Looks like it has a smiley mouth, happy to be out in the fresh air on a beautiful day.

The wing tip going overhead.

Into position on the display area.

Look at those wonderful Merlin engines with counter rotating props.

Everybody getting final instructions and going over the processes.

The organisations who sponsor equipment, products and services to make it happen.
Thank you and well done, it is appreciated by those not directly involved.

Now to putting some fuel into the tanks. Two 210 litre drums are emptied into each wing tank. 
Effectively 200 litres per engine.

That is highly flamible 100 octane avgas, so there are strict rules and practise to carry out.

Now to the other side.

Same process this side.

The headquarters outside where it all happens.

Some of the people who have come, waiting in anticipation "to see, hear and feel the roar of the engines".

Nearly done.

Here we go, the 2nd engine is fired up and running. First to start was the inner one.

No 3 starting up, with the first at a slow idle. 

No 4 puffed into life. The other engines are begining to warm up.

Full throttle 10,000 horse power revving life into this bird. One can feel the display area vibrating.
The tail fins are flapping in the prop wash. The sound is unbelievable if you are an engine man.
We can feel the air vibrate and pulse as the air is sucked into those engine intakes.

The crowd enjoying this seldom seen and heard spectical.

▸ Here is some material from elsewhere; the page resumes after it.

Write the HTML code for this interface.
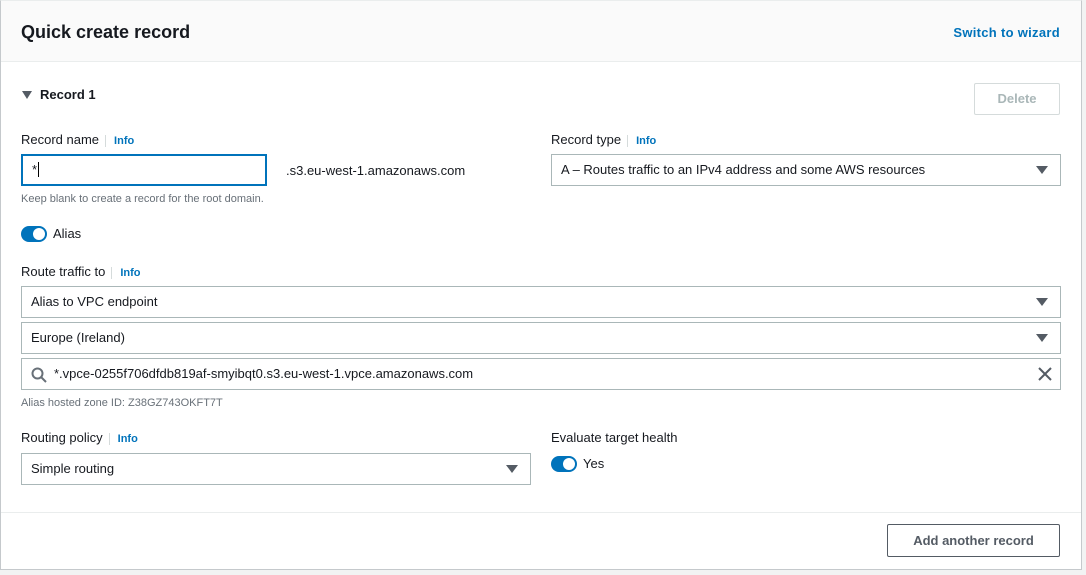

....and the engines are cut. Wow, that was wonderful!

Then it is close the hatches and the fire engines which have been on stand by all morning, 
open up with the fire canons to wash down the plane. 
Table Mountain in the back ground makes this a unique event.

It really gets a wash.

All clean and fresh, looks like it has just come out of the factory, brand new.

Now is a chance to get up close, and see and speak to the people who make it happen.

Three of the operator crew posing for photo requests.

A chance to see inside the bay. Also to ask questions and listen to others discussing 
different aspects of the plane.

Inside the bay, looking toward the front and access ladder into the cockpit and load deck.

Look at all the wiring, hydraulic tubing and ducts on the underside of the framework.

The proud emblem of the unit.

Time to start putting "her" away for the day.

Slowly being pushed backwards to the hangar.

This helps give some perspective of the size. It is a large plane.

The trolleys have to be pushed into place, they are not light weight either. The double wheels of the plane
will be towed up onto the trolleys. Tape measures are involved to make sure everthing is correctly aligned.

A last view from side on.

The tug pulling the plane into the hangar slowly, people checking the front and back clearances
and calling out "OK" to the driver Sargent Potgieter. He has many hours and service on this plane
and others as well.

This is the tail section going in.

That is the clearance of the tail going in as it passes the building frame work. It is about 100mm 
clearance at this end.

Last thing is to get the steps into place, to let the lucky people who experienced the event from inside in plane.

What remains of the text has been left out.